Short problem - Copy all entries without alteration and skip the pictures they hold.
** begin Material for this task **
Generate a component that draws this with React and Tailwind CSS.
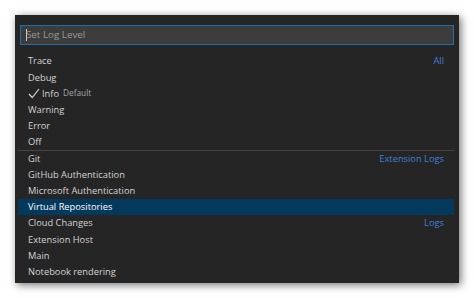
import React from "react";

const Row = ({ children, right, active, sep }) => (
  <div
    className={`flex items-center h-[16.2px] pl-[10px] pr-[10px] ${active ? "bg-[#04395e] text-white" : "text-[#d4d4d4]"} ${sep ? "border-t border-[#454545]" : ""}`}
  >
    <div className="flex-1 flex items-center">{children}</div>
    {right && <span className="text-[#3f7fd8]">{right}</span>}
  </div>
);

export default function App() {
  return (
    <div
      className="w-[474px] h-[298px] bg-white pt-[15px] pl-[15px]"
      style={{ fontFamily: '"Open Sans", "Noto Sans", sans-serif' }}
    >
      <div className="w-[444px] h-[268px] bg-[#252526] shadow-[2px_2px_8px_rgba(0,0,0,0.55)] pt-[10px] pl-[3px] pr-[3px] text-[9.3px] leading-none">
        <div className="mx-[2px] h-[20px] border border-[#1f6fa8] bg-[#3c3c3c] flex items-center pl-[5px] text-[#9a9a9a] text-[9.8px]">
          <span className="w-px h-[12px] bg-[#cccccc] mr-[-1px]"></span>
          <span>Set Log Level</span>
        </div>
        <div className="mt-[8px] mr-[2px]">
          <Row right="All">Trace</Row>
          <Row>Debug</Row>
          <Row>
            <svg width="12" height="11" viewBox="0 0 12 11" className="mr-[2px]">
              <path d="M1 6 L4.2 9.5 L11 1" fill="none" stroke="#d4d4d4" strokeWidth="1.2" />
            </svg>
            <span>Info</span>
            <span className="ml-[4px] text-[8.3px] text-[#a6a6a6]">Default</span>
          </Row>
          <Row>Warning</Row>
          <Row>Error</Row>
          <Row>Off</Row>
          <Row sep right="Extension Logs">Git</Row>
          <Row>GitHub Authentication</Row>
          <Row>Microsoft Authentication</Row>
          <Row active>Virtual Repositories</Row>
          <Row right="Logs">Cloud Changes</Row>
          <Row>Extension Host</Row>
          <Row>Main</Row>
          <Row>Notebook rendering</Row>
        </div>
      </div>
    </div>
  );
}
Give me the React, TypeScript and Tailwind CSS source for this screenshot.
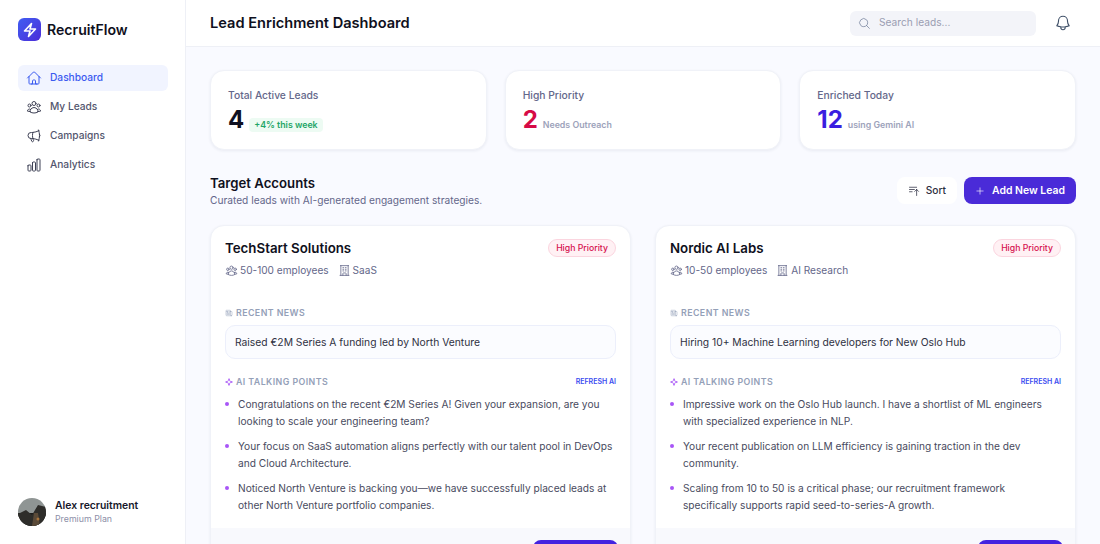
** end Material for this task **
Final answer -
Generate a component that draws this with React and Tailwind CSS.
import React from "react";

const Row = ({ children, right, active, sep }) => (
  <div
    className={`flex items-center h-[16.2px] pl-[10px] pr-[10px] ${active ? "bg-[#04395e] text-white" : "text-[#d4d4d4]"} ${sep ? "border-t border-[#454545]" : ""}`}
  >
    <div className="flex-1 flex items-center">{children}</div>
    {right && <span className="text-[#3f7fd8]">{right}</span>}
  </div>
);

export default function App() {
  return (
    <div
      className="w-[474px] h-[298px] bg-white pt-[15px] pl-[15px]"
      style={{ fontFamily: '"Open Sans", "Noto Sans", sans-serif' }}
    >
      <div className="w-[444px] h-[268px] bg-[#252526] shadow-[2px_2px_8px_rgba(0,0,0,0.55)] pt-[10px] pl-[3px] pr-[3px] text-[9.3px] leading-none">
        <div className="mx-[2px] h-[20px] border border-[#1f6fa8] bg-[#3c3c3c] flex items-center pl-[5px] text-[#9a9a9a] text-[9.8px]">
          <span className="w-px h-[12px] bg-[#cccccc] mr-[-1px]"></span>
          <span>Set Log Level</span>
        </div>
        <div className="mt-[8px] mr-[2px]">
          <Row right="All">Trace</Row>
          <Row>Debug</Row>
          <Row>
            <svg width="12" height="11" viewBox="0 0 12 11" className="mr-[2px]">
              <path d="M1 6 L4.2 9.5 L11 1" fill="none" stroke="#d4d4d4" strokeWidth="1.2" />
            </svg>
            <span>Info</span>
            <span className="ml-[4px] text-[8.3px] text-[#a6a6a6]">Default</span>
          </Row>
          <Row>Warning</Row>
          <Row>Error</Row>
          <Row>Off</Row>
          <Row sep right="Extension Logs">Git</Row>
          <Row>GitHub Authentication</Row>
          <Row>Microsoft Authentication</Row>
          <Row active>Virtual Repositories</Row>
          <Row right="Logs">Cloud Changes</Row>
          <Row>Extension Host</Row>
          <Row>Main</Row>
          <Row>Notebook rendering</Row>
        </div>
      </div>
    </div>
  );
}
Give me the React, TypeScript and Tailwind CSS source for this screenshot.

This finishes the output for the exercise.